(Entries with page source code)
^^^^^^^^^^^^^^^^
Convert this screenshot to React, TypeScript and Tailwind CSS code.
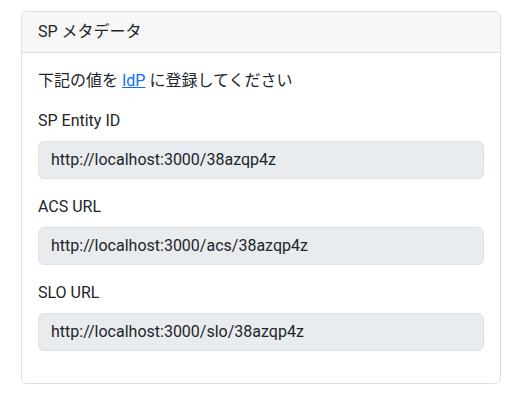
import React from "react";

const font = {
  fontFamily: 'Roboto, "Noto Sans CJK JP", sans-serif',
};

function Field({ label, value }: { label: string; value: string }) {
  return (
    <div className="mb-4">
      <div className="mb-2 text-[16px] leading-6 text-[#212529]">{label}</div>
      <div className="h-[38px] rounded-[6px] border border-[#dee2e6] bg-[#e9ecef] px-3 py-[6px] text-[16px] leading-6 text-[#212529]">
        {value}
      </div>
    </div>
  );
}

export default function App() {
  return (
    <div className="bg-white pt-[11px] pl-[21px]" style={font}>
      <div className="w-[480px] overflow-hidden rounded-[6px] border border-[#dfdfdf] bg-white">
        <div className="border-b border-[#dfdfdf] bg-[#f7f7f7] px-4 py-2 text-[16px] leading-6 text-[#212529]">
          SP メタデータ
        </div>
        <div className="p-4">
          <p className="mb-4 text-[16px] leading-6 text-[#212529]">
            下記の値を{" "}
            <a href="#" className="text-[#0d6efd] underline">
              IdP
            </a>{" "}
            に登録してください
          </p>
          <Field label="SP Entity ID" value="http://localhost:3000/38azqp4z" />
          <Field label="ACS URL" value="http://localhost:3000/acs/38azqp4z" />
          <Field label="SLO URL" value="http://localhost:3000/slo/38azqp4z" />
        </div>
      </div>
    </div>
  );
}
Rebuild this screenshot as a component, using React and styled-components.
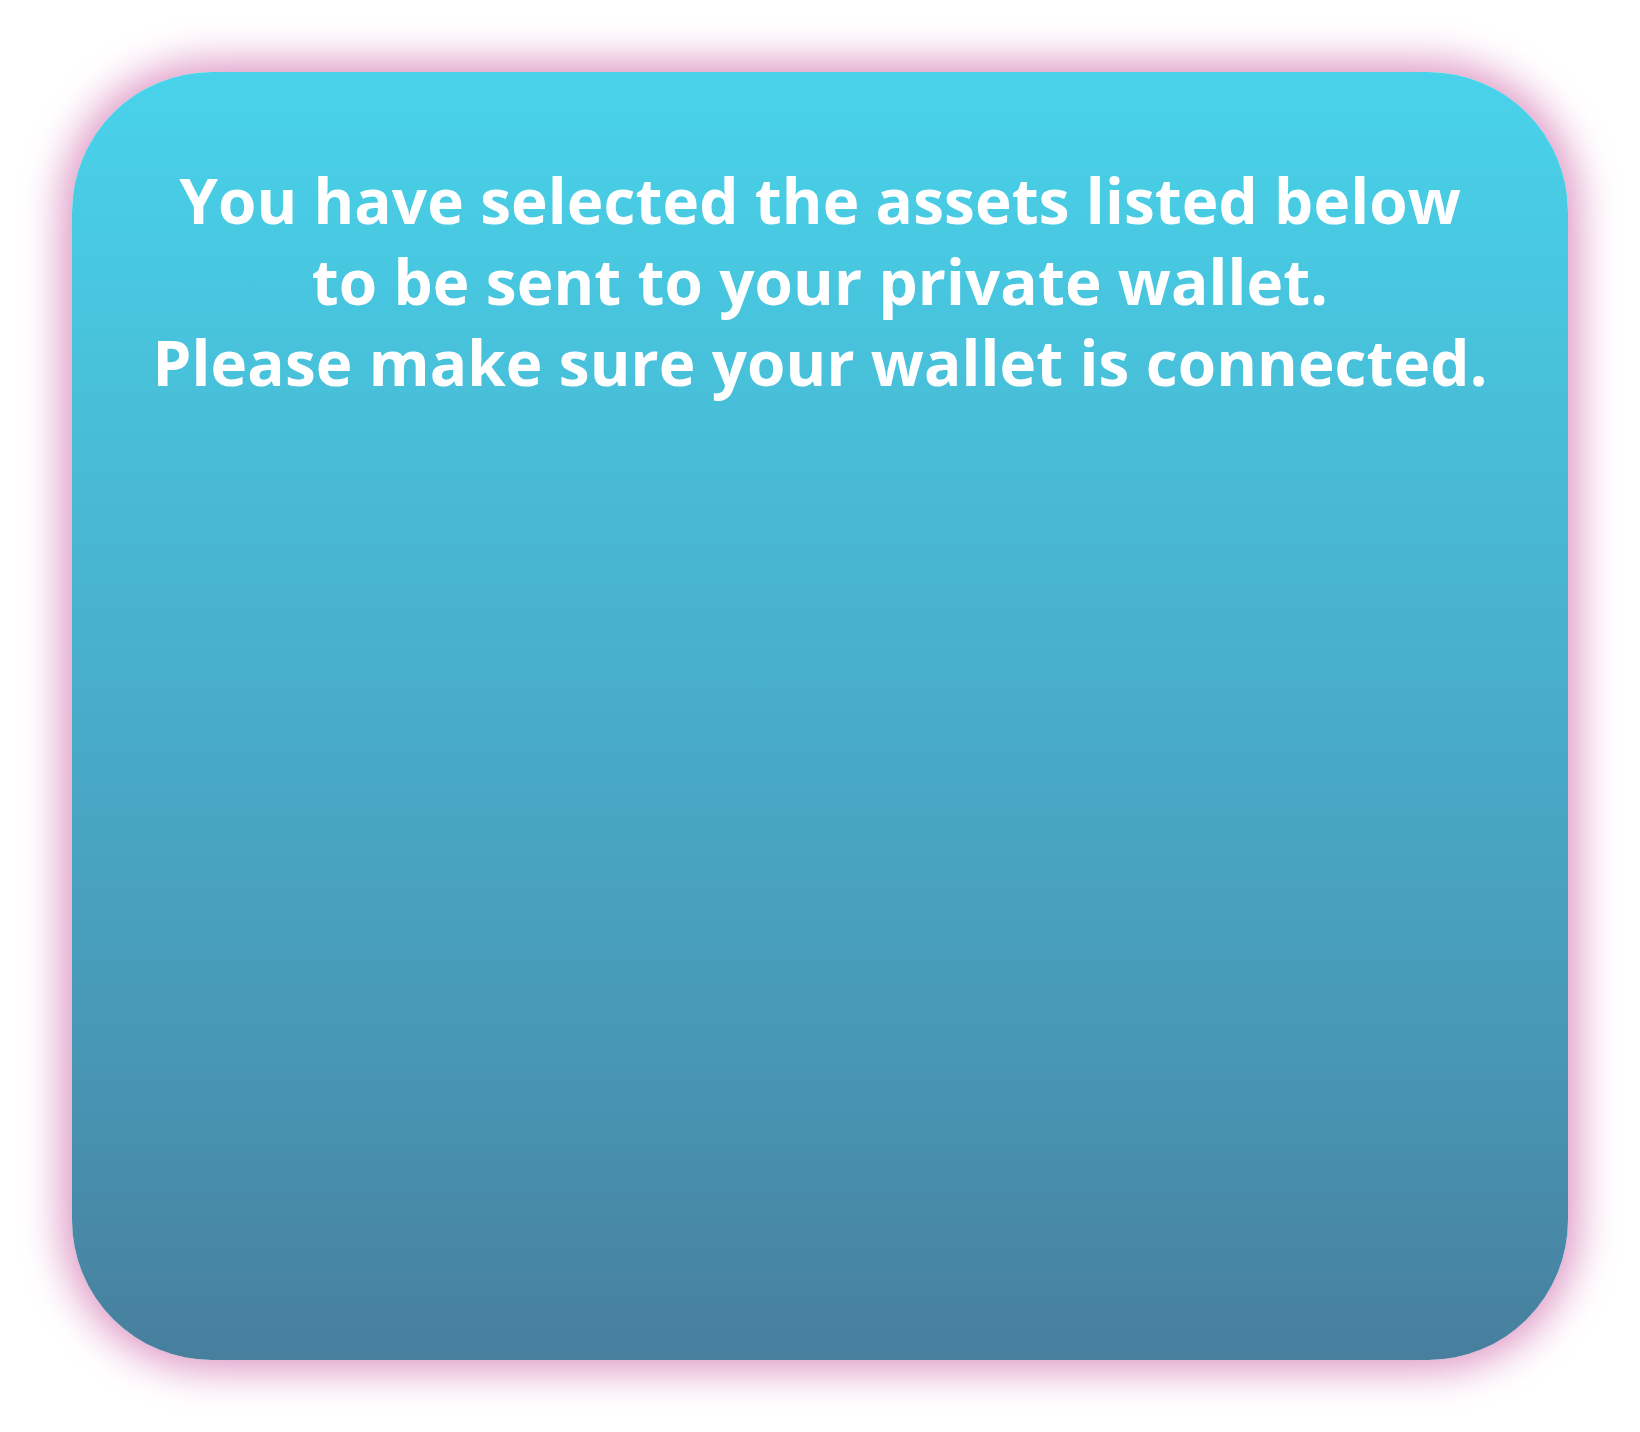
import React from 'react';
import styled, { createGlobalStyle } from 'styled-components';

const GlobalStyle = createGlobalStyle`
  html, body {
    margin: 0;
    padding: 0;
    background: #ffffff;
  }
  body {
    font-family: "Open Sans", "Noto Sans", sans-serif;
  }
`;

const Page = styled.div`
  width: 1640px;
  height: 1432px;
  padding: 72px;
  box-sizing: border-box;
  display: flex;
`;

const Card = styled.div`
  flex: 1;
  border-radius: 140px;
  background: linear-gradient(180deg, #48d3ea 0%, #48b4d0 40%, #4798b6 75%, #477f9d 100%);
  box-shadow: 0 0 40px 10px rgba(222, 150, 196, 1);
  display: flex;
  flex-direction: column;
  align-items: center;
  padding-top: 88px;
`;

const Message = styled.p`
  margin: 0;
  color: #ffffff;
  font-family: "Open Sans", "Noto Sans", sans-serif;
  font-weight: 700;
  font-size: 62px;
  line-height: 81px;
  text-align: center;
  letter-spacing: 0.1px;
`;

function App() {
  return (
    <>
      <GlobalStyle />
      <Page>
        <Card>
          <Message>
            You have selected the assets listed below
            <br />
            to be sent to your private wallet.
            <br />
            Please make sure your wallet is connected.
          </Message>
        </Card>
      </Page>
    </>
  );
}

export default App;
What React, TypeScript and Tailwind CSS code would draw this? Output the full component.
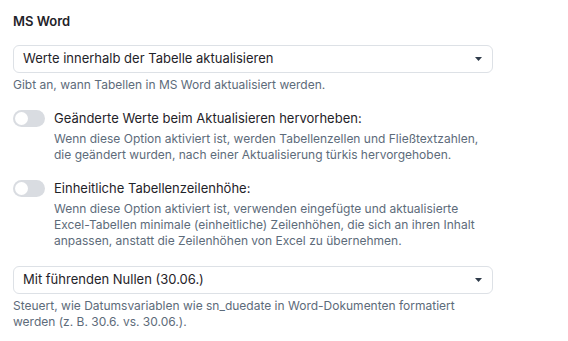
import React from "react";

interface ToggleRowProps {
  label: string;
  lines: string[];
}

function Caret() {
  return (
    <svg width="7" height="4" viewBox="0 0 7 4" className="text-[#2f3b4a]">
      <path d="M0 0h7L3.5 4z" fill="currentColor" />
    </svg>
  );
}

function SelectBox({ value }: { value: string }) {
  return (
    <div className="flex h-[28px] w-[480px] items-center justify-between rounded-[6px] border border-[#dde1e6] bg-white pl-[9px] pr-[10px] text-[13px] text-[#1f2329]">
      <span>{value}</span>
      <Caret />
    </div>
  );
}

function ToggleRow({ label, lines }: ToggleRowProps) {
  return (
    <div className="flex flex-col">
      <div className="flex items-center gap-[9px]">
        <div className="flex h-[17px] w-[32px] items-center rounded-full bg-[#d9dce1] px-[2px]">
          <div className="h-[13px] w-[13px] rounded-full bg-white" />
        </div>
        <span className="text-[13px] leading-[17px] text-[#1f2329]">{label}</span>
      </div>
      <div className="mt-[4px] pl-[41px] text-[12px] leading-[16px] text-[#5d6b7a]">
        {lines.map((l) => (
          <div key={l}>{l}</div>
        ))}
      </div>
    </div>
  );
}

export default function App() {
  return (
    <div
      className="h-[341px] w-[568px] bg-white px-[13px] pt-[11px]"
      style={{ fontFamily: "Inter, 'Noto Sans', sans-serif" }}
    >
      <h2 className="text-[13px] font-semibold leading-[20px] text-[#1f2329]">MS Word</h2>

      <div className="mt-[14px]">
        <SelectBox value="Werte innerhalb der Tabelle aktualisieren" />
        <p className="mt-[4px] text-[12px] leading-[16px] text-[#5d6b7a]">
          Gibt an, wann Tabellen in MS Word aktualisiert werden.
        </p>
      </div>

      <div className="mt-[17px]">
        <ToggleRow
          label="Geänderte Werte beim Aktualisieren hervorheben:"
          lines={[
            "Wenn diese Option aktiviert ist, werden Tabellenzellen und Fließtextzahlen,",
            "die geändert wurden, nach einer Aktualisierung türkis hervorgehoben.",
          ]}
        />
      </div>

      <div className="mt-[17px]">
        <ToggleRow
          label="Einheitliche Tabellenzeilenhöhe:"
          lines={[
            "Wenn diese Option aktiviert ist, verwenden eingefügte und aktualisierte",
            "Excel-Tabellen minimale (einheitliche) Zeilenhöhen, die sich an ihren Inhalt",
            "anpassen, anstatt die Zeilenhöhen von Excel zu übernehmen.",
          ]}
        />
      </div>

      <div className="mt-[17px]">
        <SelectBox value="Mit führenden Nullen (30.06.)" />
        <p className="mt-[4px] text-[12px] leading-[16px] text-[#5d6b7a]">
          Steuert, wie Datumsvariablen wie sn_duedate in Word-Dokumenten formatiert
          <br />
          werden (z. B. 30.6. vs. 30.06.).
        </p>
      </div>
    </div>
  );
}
^^^^^^^^^^^^^^^^
### What this task involves
Make an exact copy of the listing above. Do not include the pictures.

### Task result
Convert this screenshot to React, TypeScript and Tailwind CSS code.
import React from "react";

const font = {
  fontFamily: 'Roboto, "Noto Sans CJK JP", sans-serif',
};

function Field({ label, value }: { label: string; value: string }) {
  return (
    <div className="mb-4">
      <div className="mb-2 text-[16px] leading-6 text-[#212529]">{label}</div>
      <div className="h-[38px] rounded-[6px] border border-[#dee2e6] bg-[#e9ecef] px-3 py-[6px] text-[16px] leading-6 text-[#212529]">
        {value}
      </div>
    </div>
  );
}

export default function App() {
  return (
    <div className="bg-white pt-[11px] pl-[21px]" style={font}>
      <div className="w-[480px] overflow-hidden rounded-[6px] border border-[#dfdfdf] bg-white">
        <div className="border-b border-[#dfdfdf] bg-[#f7f7f7] px-4 py-2 text-[16px] leading-6 text-[#212529]">
          SP メタデータ
        </div>
        <div className="p-4">
          <p className="mb-4 text-[16px] leading-6 text-[#212529]">
            下記の値を{" "}
            <a href="#" className="text-[#0d6efd] underline">
              IdP
            </a>{" "}
            に登録してください
          </p>
          <Field label="SP Entity ID" value="http://localhost:3000/38azqp4z" />
          <Field label="ACS URL" value="http://localhost:3000/acs/38azqp4z" />
          <Field label="SLO URL" value="http://localhost:3000/slo/38azqp4z" />
        </div>
      </div>
    </div>
  );
}
Rebuild this screenshot as a component, using React and styled-components.
import React from 'react';
import styled, { createGlobalStyle } from 'styled-components';

const GlobalStyle = createGlobalStyle`
  html, body {
    margin: 0;
    padding: 0;
    background: #ffffff;
  }
  body {
    font-family: "Open Sans", "Noto Sans", sans-serif;
  }
`;

const Page = styled.div`
  width: 1640px;
  height: 1432px;
  padding: 72px;
  box-sizing: border-box;
  display: flex;
`;

const Card = styled.div`
  flex: 1;
  border-radius: 140px;
  background: linear-gradient(180deg, #48d3ea 0%, #48b4d0 40%, #4798b6 75%, #477f9d 100%);
  box-shadow: 0 0 40px 10px rgba(222, 150, 196, 1);
  display: flex;
  flex-direction: column;
  align-items: center;
  padding-top: 88px;
`;

const Message = styled.p`
  margin: 0;
  color: #ffffff;
  font-family: "Open Sans", "Noto Sans", sans-serif;
  font-weight: 700;
  font-size: 62px;
  line-height: 81px;
  text-align: center;
  letter-spacing: 0.1px;
`;

function App() {
  return (
    <>
      <GlobalStyle />
      <Page>
        <Card>
          <Message>
            You have selected the assets listed below
            <br />
            to be sent to your private wallet.
            <br />
            Please make sure your wallet is connected.
          </Message>
        </Card>
      </Page>
    </>
  );
}

export default App;
What React, TypeScript and Tailwind CSS code would draw this? Output the full component.
import React from "react";

interface ToggleRowProps {
  label: string;
  lines: string[];
}

function Caret() {
  return (
    <svg width="7" height="4" viewBox="0 0 7 4" className="text-[#2f3b4a]">
      <path d="M0 0h7L3.5 4z" fill="currentColor" />
    </svg>
  );
}

function SelectBox({ value }: { value: string }) {
  return (
    <div className="flex h-[28px] w-[480px] items-center justify-between rounded-[6px] border border-[#dde1e6] bg-white pl-[9px] pr-[10px] text-[13px] text-[#1f2329]">
      <span>{value}</span>
      <Caret />
    </div>
  );
}

function ToggleRow({ label, lines }: ToggleRowProps) {
  return (
    <div className="flex flex-col">
      <div className="flex items-center gap-[9px]">
        <div className="flex h-[17px] w-[32px] items-center rounded-full bg-[#d9dce1] px-[2px]">
          <div className="h-[13px] w-[13px] rounded-full bg-white" />
        </div>
        <span className="text-[13px] leading-[17px] text-[#1f2329]">{label}</span>
      </div>
      <div className="mt-[4px] pl-[41px] text-[12px] leading-[16px] text-[#5d6b7a]">
        {lines.map((l) => (
          <div key={l}>{l}</div>
        ))}
      </div>
    </div>
  );
}

export default function App() {
  return (
    <div
      className="h-[341px] w-[568px] bg-white px-[13px] pt-[11px]"
      style={{ fontFamily: "Inter, 'Noto Sans', sans-serif" }}
    >
      <h2 className="text-[13px] font-semibold leading-[20px] text-[#1f2329]">MS Word</h2>

      <div className="mt-[14px]">
        <SelectBox value="Werte innerhalb der Tabelle aktualisieren" />
        <p className="mt-[4px] text-[12px] leading-[16px] text-[#5d6b7a]">
          Gibt an, wann Tabellen in MS Word aktualisiert werden.
        </p>
      </div>

      <div className="mt-[17px]">
        <ToggleRow
          label="Geänderte Werte beim Aktualisieren hervorheben:"
          lines={[
            "Wenn diese Option aktiviert ist, werden Tabellenzellen und Fließtextzahlen,",
            "die geändert wurden, nach einer Aktualisierung türkis hervorgehoben.",
          ]}
        />
      </div>

      <div className="mt-[17px]">
        <ToggleRow
          label="Einheitliche Tabellenzeilenhöhe:"
          lines={[
            "Wenn diese Option aktiviert ist, verwenden eingefügte und aktualisierte",
            "Excel-Tabellen minimale (einheitliche) Zeilenhöhen, die sich an ihren Inhalt",
            "anpassen, anstatt die Zeilenhöhen von Excel zu übernehmen.",
          ]}
        />
      </div>

      <div className="mt-[17px]">
        <SelectBox value="Mit führenden Nullen (30.06.)" />
        <p className="mt-[4px] text-[12px] leading-[16px] text-[#5d6b7a]">
          Steuert, wie Datumsvariablen wie sn_duedate in Word-Dokumenten formatiert
          <br />
          werden (z. B. 30.6. vs. 30.06.).
        </p>
      </div>
    </div>
  );
}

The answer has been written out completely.